All of the data that follows should be retyped exactly, please, except the pictures.

-- Start Listing --

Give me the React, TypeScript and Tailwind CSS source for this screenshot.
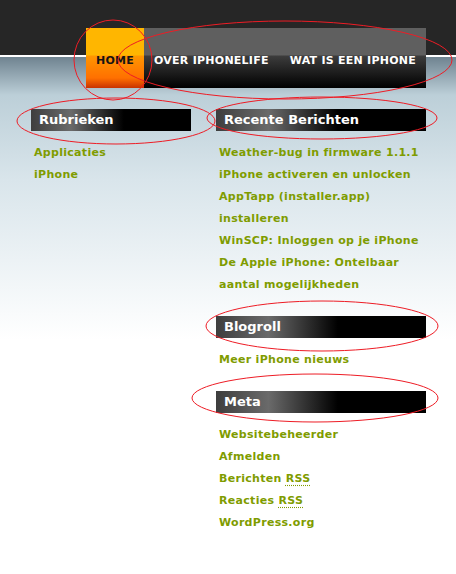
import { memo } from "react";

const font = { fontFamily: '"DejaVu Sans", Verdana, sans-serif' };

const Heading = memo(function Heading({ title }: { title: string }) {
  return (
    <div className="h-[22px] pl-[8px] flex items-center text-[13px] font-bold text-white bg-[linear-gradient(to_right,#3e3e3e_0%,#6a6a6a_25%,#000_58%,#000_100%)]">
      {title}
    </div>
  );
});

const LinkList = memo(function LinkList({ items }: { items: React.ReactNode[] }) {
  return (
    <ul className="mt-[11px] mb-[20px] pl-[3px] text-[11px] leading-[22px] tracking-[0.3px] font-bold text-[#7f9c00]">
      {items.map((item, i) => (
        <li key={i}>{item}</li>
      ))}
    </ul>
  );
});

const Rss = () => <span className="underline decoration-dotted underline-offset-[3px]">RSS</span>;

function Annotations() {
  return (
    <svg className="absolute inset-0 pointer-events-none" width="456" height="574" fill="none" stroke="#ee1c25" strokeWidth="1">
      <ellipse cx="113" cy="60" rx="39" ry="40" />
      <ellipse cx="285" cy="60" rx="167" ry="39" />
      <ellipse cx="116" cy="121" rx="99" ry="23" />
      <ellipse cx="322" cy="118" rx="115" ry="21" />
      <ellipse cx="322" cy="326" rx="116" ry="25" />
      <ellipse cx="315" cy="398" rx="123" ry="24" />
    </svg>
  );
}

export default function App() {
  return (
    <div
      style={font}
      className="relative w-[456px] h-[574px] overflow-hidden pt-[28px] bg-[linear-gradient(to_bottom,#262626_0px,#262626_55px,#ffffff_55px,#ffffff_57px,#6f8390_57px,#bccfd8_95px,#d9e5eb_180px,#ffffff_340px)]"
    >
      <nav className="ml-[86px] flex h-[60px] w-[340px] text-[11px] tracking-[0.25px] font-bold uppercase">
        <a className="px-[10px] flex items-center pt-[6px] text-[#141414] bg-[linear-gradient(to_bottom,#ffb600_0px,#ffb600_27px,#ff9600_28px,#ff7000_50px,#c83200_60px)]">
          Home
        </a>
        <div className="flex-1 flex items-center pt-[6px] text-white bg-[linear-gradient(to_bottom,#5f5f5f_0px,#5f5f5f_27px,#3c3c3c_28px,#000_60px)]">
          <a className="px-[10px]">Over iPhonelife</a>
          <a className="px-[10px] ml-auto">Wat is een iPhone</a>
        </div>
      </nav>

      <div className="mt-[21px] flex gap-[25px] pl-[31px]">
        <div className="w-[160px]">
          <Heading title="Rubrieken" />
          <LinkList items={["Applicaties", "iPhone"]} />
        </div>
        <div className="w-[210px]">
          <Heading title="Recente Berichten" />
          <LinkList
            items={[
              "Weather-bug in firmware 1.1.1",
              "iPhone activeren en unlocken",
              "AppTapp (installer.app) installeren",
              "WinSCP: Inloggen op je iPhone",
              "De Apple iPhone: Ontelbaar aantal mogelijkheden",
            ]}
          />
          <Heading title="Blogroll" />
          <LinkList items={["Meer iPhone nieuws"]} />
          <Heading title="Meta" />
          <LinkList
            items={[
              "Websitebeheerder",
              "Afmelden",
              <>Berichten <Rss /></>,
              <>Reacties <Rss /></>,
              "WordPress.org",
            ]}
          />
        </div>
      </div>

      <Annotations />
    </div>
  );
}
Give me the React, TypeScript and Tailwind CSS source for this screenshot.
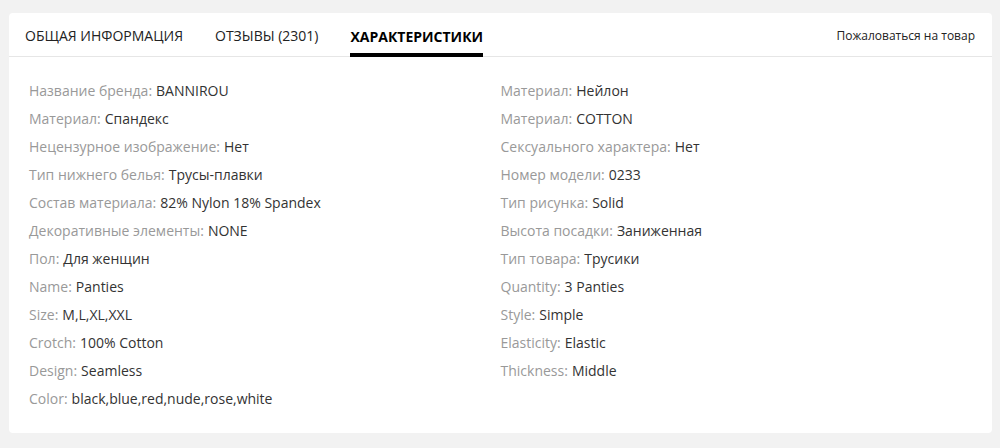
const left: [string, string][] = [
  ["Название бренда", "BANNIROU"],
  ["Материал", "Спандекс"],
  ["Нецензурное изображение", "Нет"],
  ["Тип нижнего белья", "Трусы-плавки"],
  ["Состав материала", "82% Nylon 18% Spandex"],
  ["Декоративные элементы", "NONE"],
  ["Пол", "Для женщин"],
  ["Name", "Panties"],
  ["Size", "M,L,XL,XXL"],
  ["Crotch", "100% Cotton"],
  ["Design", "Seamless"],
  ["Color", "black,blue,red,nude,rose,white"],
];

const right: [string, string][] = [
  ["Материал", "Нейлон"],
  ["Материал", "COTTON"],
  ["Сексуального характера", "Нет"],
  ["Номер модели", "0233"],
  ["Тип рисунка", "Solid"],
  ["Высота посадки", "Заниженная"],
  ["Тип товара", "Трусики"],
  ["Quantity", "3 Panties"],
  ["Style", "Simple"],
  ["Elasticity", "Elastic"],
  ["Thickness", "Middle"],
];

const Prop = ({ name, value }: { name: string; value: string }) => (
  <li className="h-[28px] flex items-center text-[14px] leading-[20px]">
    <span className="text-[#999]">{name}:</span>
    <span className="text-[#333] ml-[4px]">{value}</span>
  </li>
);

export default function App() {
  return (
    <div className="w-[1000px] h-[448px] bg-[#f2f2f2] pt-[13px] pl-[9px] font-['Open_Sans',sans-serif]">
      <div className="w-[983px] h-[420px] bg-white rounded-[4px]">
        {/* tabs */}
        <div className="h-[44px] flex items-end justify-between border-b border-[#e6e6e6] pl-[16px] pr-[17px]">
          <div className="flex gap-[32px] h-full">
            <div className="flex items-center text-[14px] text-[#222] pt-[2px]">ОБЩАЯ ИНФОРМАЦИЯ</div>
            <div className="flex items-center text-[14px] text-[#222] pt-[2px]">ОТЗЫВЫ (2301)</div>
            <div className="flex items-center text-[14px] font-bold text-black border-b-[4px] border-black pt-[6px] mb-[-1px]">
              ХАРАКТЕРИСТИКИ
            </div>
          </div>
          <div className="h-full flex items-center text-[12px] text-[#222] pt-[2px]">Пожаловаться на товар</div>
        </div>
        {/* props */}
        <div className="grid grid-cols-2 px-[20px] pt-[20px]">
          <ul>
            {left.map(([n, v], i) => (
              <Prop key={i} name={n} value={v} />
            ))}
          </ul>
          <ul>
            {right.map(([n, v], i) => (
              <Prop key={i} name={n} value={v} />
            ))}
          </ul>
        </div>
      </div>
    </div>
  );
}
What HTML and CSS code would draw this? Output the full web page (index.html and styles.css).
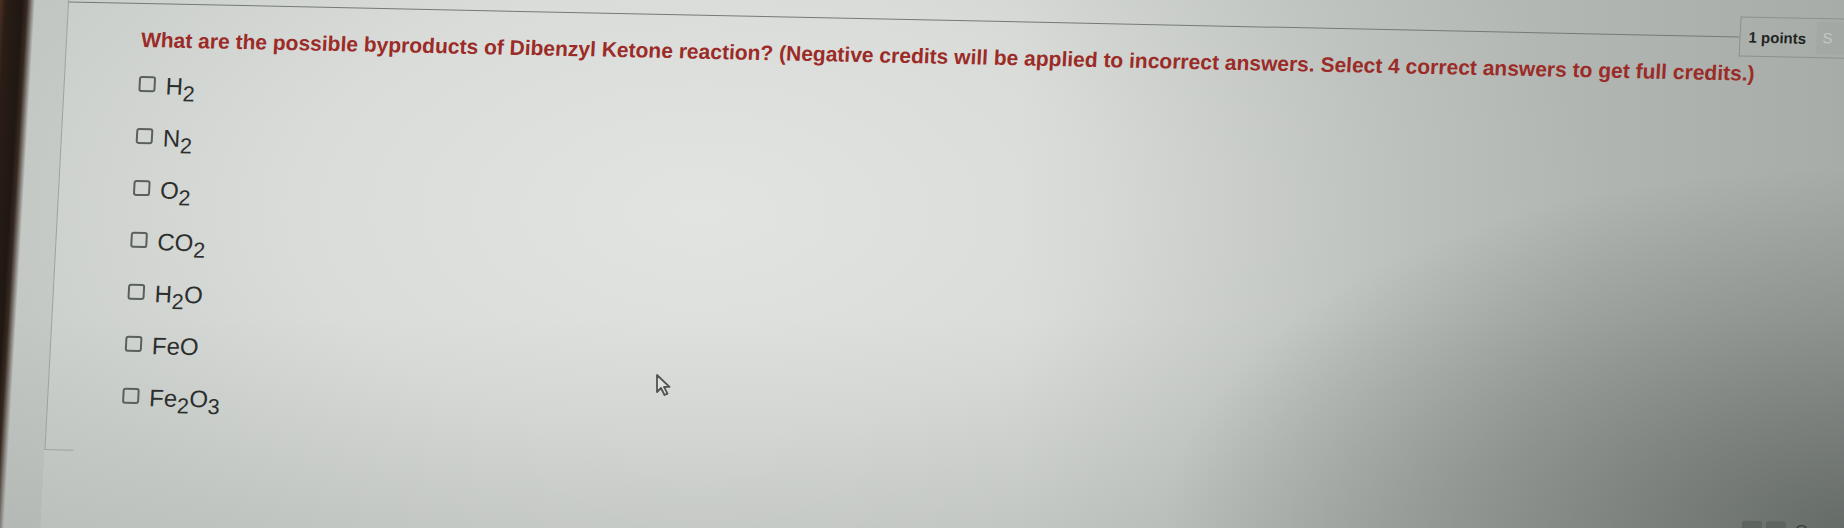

-- End Listing --

◆ Exercise solution:
Give me the React, TypeScript and Tailwind CSS source for this screenshot.
import { memo } from "react";

const font = { fontFamily: '"DejaVu Sans", Verdana, sans-serif' };

const Heading = memo(function Heading({ title }: { title: string }) {
  return (
    <div className="h-[22px] pl-[8px] flex items-center text-[13px] font-bold text-white bg-[linear-gradient(to_right,#3e3e3e_0%,#6a6a6a_25%,#000_58%,#000_100%)]">
      {title}
    </div>
  );
});

const LinkList = memo(function LinkList({ items }: { items: React.ReactNode[] }) {
  return (
    <ul className="mt-[11px] mb-[20px] pl-[3px] text-[11px] leading-[22px] tracking-[0.3px] font-bold text-[#7f9c00]">
      {items.map((item, i) => (
        <li key={i}>{item}</li>
      ))}
    </ul>
  );
});

const Rss = () => <span className="underline decoration-dotted underline-offset-[3px]">RSS</span>;

function Annotations() {
  return (
    <svg className="absolute inset-0 pointer-events-none" width="456" height="574" fill="none" stroke="#ee1c25" strokeWidth="1">
      <ellipse cx="113" cy="60" rx="39" ry="40" />
      <ellipse cx="285" cy="60" rx="167" ry="39" />
      <ellipse cx="116" cy="121" rx="99" ry="23" />
      <ellipse cx="322" cy="118" rx="115" ry="21" />
      <ellipse cx="322" cy="326" rx="116" ry="25" />
      <ellipse cx="315" cy="398" rx="123" ry="24" />
    </svg>
  );
}

export default function App() {
  return (
    <div
      style={font}
      className="relative w-[456px] h-[574px] overflow-hidden pt-[28px] bg-[linear-gradient(to_bottom,#262626_0px,#262626_55px,#ffffff_55px,#ffffff_57px,#6f8390_57px,#bccfd8_95px,#d9e5eb_180px,#ffffff_340px)]"
    >
      <nav className="ml-[86px] flex h-[60px] w-[340px] text-[11px] tracking-[0.25px] font-bold uppercase">
        <a className="px-[10px] flex items-center pt-[6px] text-[#141414] bg-[linear-gradient(to_bottom,#ffb600_0px,#ffb600_27px,#ff9600_28px,#ff7000_50px,#c83200_60px)]">
          Home
        </a>
        <div className="flex-1 flex items-center pt-[6px] text-white bg-[linear-gradient(to_bottom,#5f5f5f_0px,#5f5f5f_27px,#3c3c3c_28px,#000_60px)]">
          <a className="px-[10px]">Over iPhonelife</a>
          <a className="px-[10px] ml-auto">Wat is een iPhone</a>
        </div>
      </nav>

      <div className="mt-[21px] flex gap-[25px] pl-[31px]">
        <div className="w-[160px]">
          <Heading title="Rubrieken" />
          <LinkList items={["Applicaties", "iPhone"]} />
        </div>
        <div className="w-[210px]">
          <Heading title="Recente Berichten" />
          <LinkList
            items={[
              "Weather-bug in firmware 1.1.1",
              "iPhone activeren en unlocken",
              "AppTapp (installer.app) installeren",
              "WinSCP: Inloggen op je iPhone",
              "De Apple iPhone: Ontelbaar aantal mogelijkheden",
            ]}
          />
          <Heading title="Blogroll" />
          <LinkList items={["Meer iPhone nieuws"]} />
          <Heading title="Meta" />
          <LinkList
            items={[
              "Websitebeheerder",
              "Afmelden",
              <>Berichten <Rss /></>,
              <>Reacties <Rss /></>,
              "WordPress.org",
            ]}
          />
        </div>
      </div>

      <Annotations />
    </div>
  );
}
Give me the React, TypeScript and Tailwind CSS source for this screenshot.
const left: [string, string][] = [
  ["Название бренда", "BANNIROU"],
  ["Материал", "Спандекс"],
  ["Нецензурное изображение", "Нет"],
  ["Тип нижнего белья", "Трусы-плавки"],
  ["Состав материала", "82% Nylon 18% Spandex"],
  ["Декоративные элементы", "NONE"],
  ["Пол", "Для женщин"],
  ["Name", "Panties"],
  ["Size", "M,L,XL,XXL"],
  ["Crotch", "100% Cotton"],
  ["Design", "Seamless"],
  ["Color", "black,blue,red,nude,rose,white"],
];

const right: [string, string][] = [
  ["Материал", "Нейлон"],
  ["Материал", "COTTON"],
  ["Сексуального характера", "Нет"],
  ["Номер модели", "0233"],
  ["Тип рисунка", "Solid"],
  ["Высота посадки", "Заниженная"],
  ["Тип товара", "Трусики"],
  ["Quantity", "3 Panties"],
  ["Style", "Simple"],
  ["Elasticity", "Elastic"],
  ["Thickness", "Middle"],
];

const Prop = ({ name, value }: { name: string; value: string }) => (
  <li className="h-[28px] flex items-center text-[14px] leading-[20px]">
    <span className="text-[#999]">{name}:</span>
    <span className="text-[#333] ml-[4px]">{value}</span>
  </li>
);

export default function App() {
  return (
    <div className="w-[1000px] h-[448px] bg-[#f2f2f2] pt-[13px] pl-[9px] font-['Open_Sans',sans-serif]">
      <div className="w-[983px] h-[420px] bg-white rounded-[4px]">
        {/* tabs */}
        <div className="h-[44px] flex items-end justify-between border-b border-[#e6e6e6] pl-[16px] pr-[17px]">
          <div className="flex gap-[32px] h-full">
            <div className="flex items-center text-[14px] text-[#222] pt-[2px]">ОБЩАЯ ИНФОРМАЦИЯ</div>
            <div className="flex items-center text-[14px] text-[#222] pt-[2px]">ОТЗЫВЫ (2301)</div>
            <div className="flex items-center text-[14px] font-bold text-black border-b-[4px] border-black pt-[6px] mb-[-1px]">
              ХАРАКТЕРИСТИКИ
            </div>
          </div>
          <div className="h-full flex items-center text-[12px] text-[#222] pt-[2px]">Пожаловаться на товар</div>
        </div>
        {/* props */}
        <div className="grid grid-cols-2 px-[20px] pt-[20px]">
          <ul>
            {left.map(([n, v], i) => (
              <Prop key={i} name={n} value={v} />
            ))}
          </ul>
          <ul>
            {right.map(([n, v], i) => (
              <Prop key={i} name={n} value={v} />
            ))}
          </ul>
        </div>
      </div>
    </div>
  );
}
What HTML and CSS code would draw this? Output the full web page (index.html and styles.css).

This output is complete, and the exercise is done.